Loek Essers | Oct. 23, 2014
The digital domain will be an important focus for the new members of the European Union's executive branch, the European Commission, following their approval by the European Parliament on Wednesday.

Oettinger, a German who has been the EU's Commissioner for Energy until now, got a good review from the parliament, except from a small group of Greens. They seriously questioned his political views, according to the evaluation report.

Others asked for a stronger focus on data protection, media freedom and the related fundamental rights aspects. Oettinger should work very closely with Ansip as well with Vra Jourová, Commissioner for Justice, and Frans Timmermans, the First Vice-President for Fundamental Rights, to ensure that, in particular, data protection is fully embedded in his policy mandate, they said.

Another important player in the digital domain will be Commissioner for Competition Margrethe Vestager, who will keep a close eye on tech companies operating in Europe. During her confirmation hearing she said she would continue an anti-trust investigation against Google over visibility of competitors' search results that has been running since 2010.

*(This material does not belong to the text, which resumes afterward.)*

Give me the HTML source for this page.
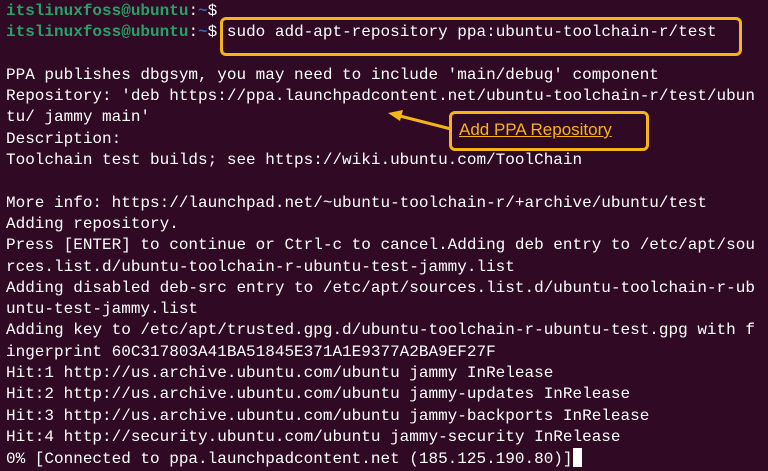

She also committed to apply EU state aid guidelines vigorously, cracking down on member states' illegal tax deals with companies. Apple and Amazon.com are already the subjects of Commission investigations into alleged favorable tax treatment, in Ireland and in Luxembourg.

Now that the Parliament has given its consent, the European Council will formally appoint the Commissioners, who are expected to take their seats on Nov. 1.